Since the thermal discharge compliance project is no longer necessary, DEF requests Commission approval to create a regulatory asset for the cost of the project.[5] Consistent with the rationale of the Commission’s decision to amortize DEF’s cost of nitrogen oxide (NOx) emission allowances that were thought to be unusable as a result of regulatory developments, DEF proposes to amortize the asset over three years.[6] Based on the Petition, the three year amortization would begin on January 1, 2013.
Staff recommends that the Commission approve DEF’s request to establish a regulatory asset for the thermal discharge compliance project. DEF received Commission approval for the project and was prudent in starting the project. Due to changed circumstances – the retirement of CR3, DEF was prudent in stopping the project because the additional cooling is no longer necessary. DEF indicates that some components of the project may have salvage value and the amount of any salvage value realized will reduce the regulatory asset.
The approval to record the regulatory asset for accounting purposes does not limit the Commission’s ability to review the amounts for reasonableness in the ECRC. Project costs included in the ECRC are audited by the Commission staff and can be reviewed as part of the annual ECRC proceeding.
DEF estimates the effect of the amortization and return on the regulatory asset on the monthly 1,000 kWh residential bill is $0.35 for 2014 and $0.15 for 2015. This is based on the amortization beginning in 2013 and no change in 2013 rates. Rates for 2014 would include any over/under recovery accrued in 2013.
Staff also believes the three year amortization schedule is appropriate. Since DEF will earn a return on the unamortized balance of the regulatory asset, the cumulative revenue requirement with a three year amortization is less than with longer periods because of the accrual of interest. While the Commission has used longer amortization periods, e.g., four years for rate case expense, staff agrees with DEF that this regulatory asset is more similar to the NOx allowances that were allowed to be amortized over three years. Staff notes that this three year amortization period is only for the ECRC part of the project. The NCRC portion, which will be addressed in Docket No. 130009-EI, is subject to Rule 25-6.0425(6)(a), Florida Administrative Code, which may require a different amortization period.[7]

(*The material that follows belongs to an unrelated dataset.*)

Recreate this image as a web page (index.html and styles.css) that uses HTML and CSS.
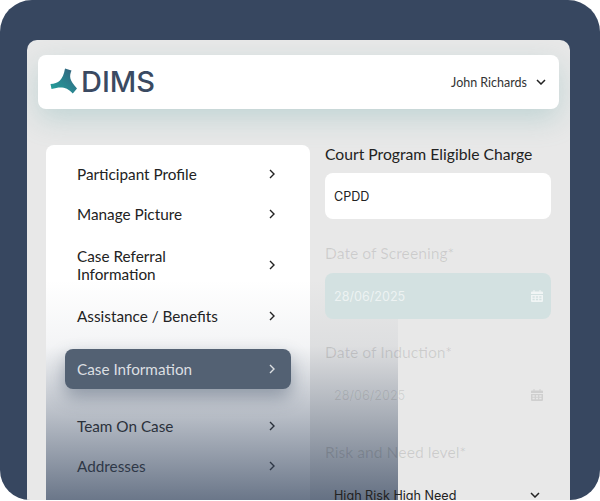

In conclusion, staff believes DEF was prudent
in implementing the thermal discharge compliance project and is prudent in
stopping the project given that the retirement of CR3 makes the project no
longer necessary. Therefore, staff recommends that the Commission approve
DEF's request for the establishment of a regulatory asset and associated three
year amortization schedule for the CR1 and CR2 portion of the thermal discharge
compliance project.
Issue 2:
Should this docket be closed?
Recommendation:
If no person whose substantial interests are affected by the proposed agency action files a protest within 21 days of the issuance of the order, this docket should be closed upon the issuance of a consummating order. (Murphy)
Staff Analysis:
At the conclusion of the protest period, if no protest is filed this docket should be closed upon the issuance of a consummating order.
[1] See Order No. PSC-08-0775-FOF-EI, issued November 24, 2008 in Docket No. 080007-EI, In re: Environmental cost recovery clause.
[2] The scope of this recommendation does not extend to any issues related to the decision to retire CR3; rather, this recommendation takes as a given that CR3 is retiring and addresses the regulatory treatment of costs for a thermal discharge compliance project that is no longer needed based on that retirement.
[3] See Order No. PSC-07-0722-FOF-EI, issued September 5, 2007 in Docket No. 060162-EI, In re: Petition by Progress Energy Florida, Inc. for approval to recover modular cooling tower costs through environmental cost recovery clause.
[4] See Order No. PSC-08-0775-FOF-EI, issued November 24, 2008 in Docket No. 080007-EI, In re: Environmental cost recovery clause.
[5] Regulatory assets and liabilities are defined as follows:
Regulatory Assets and Liabilities are assets and liabilities that result from rate actions of regulatory agencies. Regulatory assets and liabilities arise from specific revenues, expenses, gains, or losses that would have been included in net income determination in one period under the general requirements of the Uniform System of Accounts but for it being probable:
A. that such items will be included in a different period(s) for purposes of developing the rates the utility is authorized to charge for its utility services; or
B. in the case of regulatory liabilities, that refunds to customers, not provided for in other accounts, will be required. Definition 31, Uniform System of Accounts Prescribed for Public Utilities and Licensees Subject to the Provisions of The Federal Power Act., 18 CFR Part 101 (4-1-12 Edition).
[6] See Order No. PSC-11-0553-FOF-EI, issued December 7, 2011 in Docket No. 110007-EI, In re: Environmental cost recovery clause.
[7] Rule 25-6.0423(6)(a), F.A.C., states: “The utility shall recover such cost through the Capacity Cost Recovery Clause over a period during which costs were incurred or 5 years, whichever is greater.”